Deklaracje ministerstwa

Resort gospodarki przyznał, że problem istnieje, i zadeklarował na naszych łamach jego analizę. Jacek Bartmiński, dyrektor Departamentu Doskonalenia Regulacji Gospodarczych MG, nie wykluczył możliwości zaproponowania odpowiedniej zmiany przepisów do projektu założeń trzeciej deregulacji. I tak zrobiono.

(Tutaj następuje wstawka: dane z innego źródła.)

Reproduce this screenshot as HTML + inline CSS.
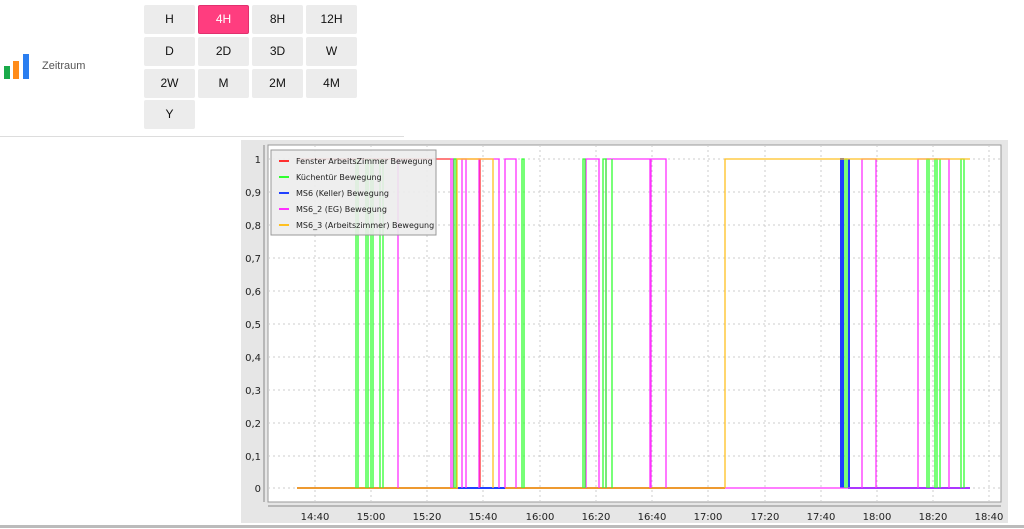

Trzecia wersja projektu ustawy deregulacyjnej została uzupełniona o propozycję wprowadzenia dla przekształcających się jednoosobowych przedsiębiorców rozwiązania analogicznego do przewidzianego dla spółek osobowych we wspomnianym art. 10[1]. Resort podnosi, że kwestia ta powinna być wyraźnie uregulowana w przepisach. Nie ma uzasadnienia dla odmiennego traktowania znajdujących się w takiej samej sytuacji przedsiębiorców — osób fizycznych i przedsiębiorców działających jako spółki osobowe. Tym bardziej że — jak podkreśla MG — ustawa o rachunkowości wymienia te podmioty w jednej grupie i przewiduje wobec nich takie same regulacje. Mówi ona, że jej przepisy obowiązkowo muszą stosować ci, których przychody wynoszą co najmniej równowartość wspomnianego limitu 1,2 mln EUR.

Furtka szerzej otwarta

W ocenie Krzysztofa Burnosa, dzięki propozycji MG znikną wątpliwości co do interpretacji wymagań związanych ze sporządzaniem sprawozdań finansowych przy przekształceniach. Przyniesie też ona inne korzyści.

— Zmiana przepisów może stworzyć większą zachętę do przekształceń. Oznacza też niższe koszty takich przedsięwzięć — podkreśla przedstawiciel KRBR.

Jego zdaniem, jeśli nie będzie wątpliwości interpretacyjnych przy stosowaniu prawa, zniknie potrzeba sięgania po pomoc doradcy w takiej sprawie. Poza tym proces przekształcenia skróci się o jeden istotny etap, na który zdeterminowani przedsiębiorcy mogą się decydować, aby pokonać obecne przeszkody. Aby sprostać warunkowi sporządzenia sprawozdania finansowego, niektórzy myślą najpierw o przejściu z ksiąg przychodów i rozchodów na pełną rachunkowość. To jednak jest i kosztowne, i opóźnia przejście z działalności na własny rachunek na działalność w formie spółki kapitałowej. Propozycja wprowadzenia nowego ułatwienia dla przedsiębiorców została dodana do projektowanych założeń ustawy deregulacyjnej w uzgodnieniu z ministrem sprawiedliwości. Trzecią i ostatnią po konsultacjach wersję tych założeń skierowano już do rozpatrzenia przez stały Komitet Rady Ministrów. Ewentualne uwagi mają być zgłaszane do dziś. Planuje się, że rząd zajmie się projektem w listopadzie.